Relations between India and Japan have made remarkable progress since Japanese Prime Minister Mori visited New Delhi in 2000. In December 2001, Prime Minister Atal Bihari Vajpayee visited Tokyo, and the Indo-Japan Joint Declaration was announced. In 2005, when Japanese Prime Minister Junichiro Koizumi visited New Delhi the two countries signed "Indo-Japan Partnership in New Asian Era: Strategic Orientation of Japan -India Global Partnership". In 2006 and 2007, two Prime Ministers, Manmohan Singh and Shinzo Abe held reciprocal visits and signed three declarations including "Indo-Japan Strategic Global Partnership". Significantly, on 22 October 2008, they announced "The Indo-Japan Joint Declaration on Security Cooperation". It was exceptional for Japan to establish formal security cooperation with India, making it the third country after the United States and Australia with whom Japan established such cooperation. Japan had restricted to use of force after World War II and the US has been Japan's principal ally since the 1960s. However, after the Gulf War, Japanese foreign policy has been changing gradually. Japan forged security cooperation with Australia in 2007, and India in 2008. The question arises why did Japan choose India as a partner of security cooperation?
The security cooperation between India and Japan encompasses wide programs, like fighting against the transnational crimes, terrorism, piracy and proliferation of WMD. Two countries also lunched an annual dialogue at various levels and are trying to reinforce security cooperation between their maritime forces. The Ministry of Foreign Affairs (MOFA) of Japan highlighting the importance of India points to, India's rapid economic growth, increasing political influence in the world, the sea-lane of communication (SLOC) defense, thriving democracy and shared values such as the rule of law.
However, these reasons are unconvincing to explain why Japan's 'security' cooperation with India. Quite a few scholars pointed to the China factor. In spite of the fact that the Japanese Prime Minister confirmed the "mutually beneficial relationship based on common strategic interests" with the Chinese counterpart, and denied harbouring intentions to contain a third party inh collusion with his Indian counterpart. However, the fear of China's rise undeniably exists in Japan. In Defence of Japan (Annual White Paper: Bouei Hakusho), the Ministry of Japan echoes its concern about China's unknown military build-up. Especially during the Koizumi era, the Japan-China relations had worsened. This concern could be an incentive that spurred Japan to move closer to India.
Besides, the US's strong appeal to India also convinced the Japanese government of its policy. Since 2001, The US has been trying to expand security cooperation with many countries and the so-called "Quadrilateral Alliance" forged in May 2007 among the US, Japan, Australia and India is part of this strategy. However, the elections in Australia in the end of 2007 changed this tide as the new Australian Prime Minister Kevin Rudd, who was apprehensive of the Chinese government's reaction to the alliance. Thus, the Australian government decided to take a backseat in the alliance. The drive for Indo-Japan cooperation has also cooled down since then. Nonetheless, the two countries concluded the Joint Declaration. It seems that they recognized that security cooperation would be meaningful even without Australia.

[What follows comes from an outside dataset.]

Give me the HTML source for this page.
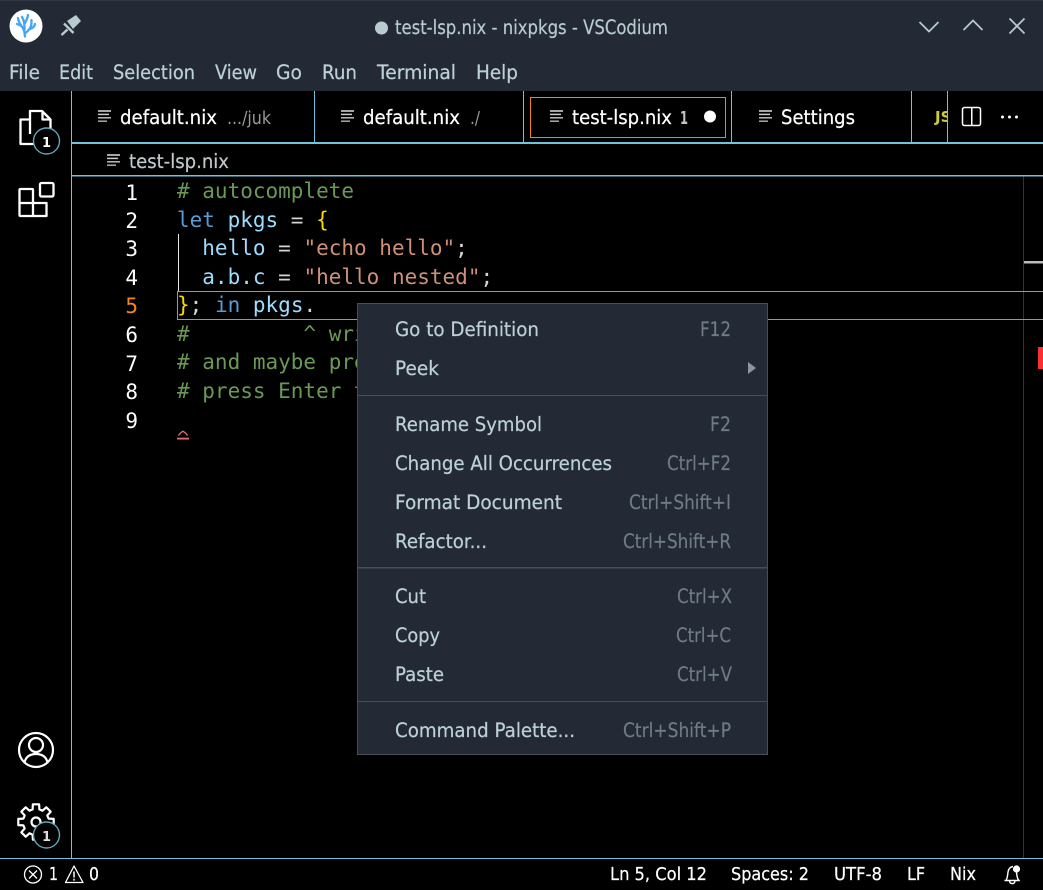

On the other hand, there are some pessimistic views towards the future of the two countries, too. First of all, the Japanese constitution and its laws limit practical security cooperation with India. They don't permit Japanese self defence forces to conduct joint patrol, take action against piracy, or joint military exercises. This could be the biggest barrier against security cooperation between India and Japan. Although the momentum to amend 9th Article was gained tentatively in the Abe regime but it would be premature to do so since a majority of the Japanese people are indifferent towards this cooperation. Thus, the incentive to change laws and make practical relationships with India is low.
Second, Japan having fallen victim to an atom-bomb attack, strongly criticized India's nuclear tests and the special treatment of India at the NSG still remain fresh in Indian memory. Japan's biggest opposition party, the Democratic Party of Japan has been criticizing the government feeble attitude towards the Indo-US nuclear pact and NSG. The New Socialist Party of Japan wrote "we cannot share military cooperation and nuclear capability build up programs". This critical view was one of the reasons that made the government wobble and move slowly towards the security cooperation.
Although there are some obstacles and difference of views with India, Japan has to deepen its relations with India irrespective of the government in office. Today, India is a very important country for Japan, as a guardian of Indian Ocean for the SLOC security, as an economical partner, and a security partner balancing the risk posed by China. However it remains to be seen if Japan will be able to position itself as an important partner for India and forge a commonality of interests with India?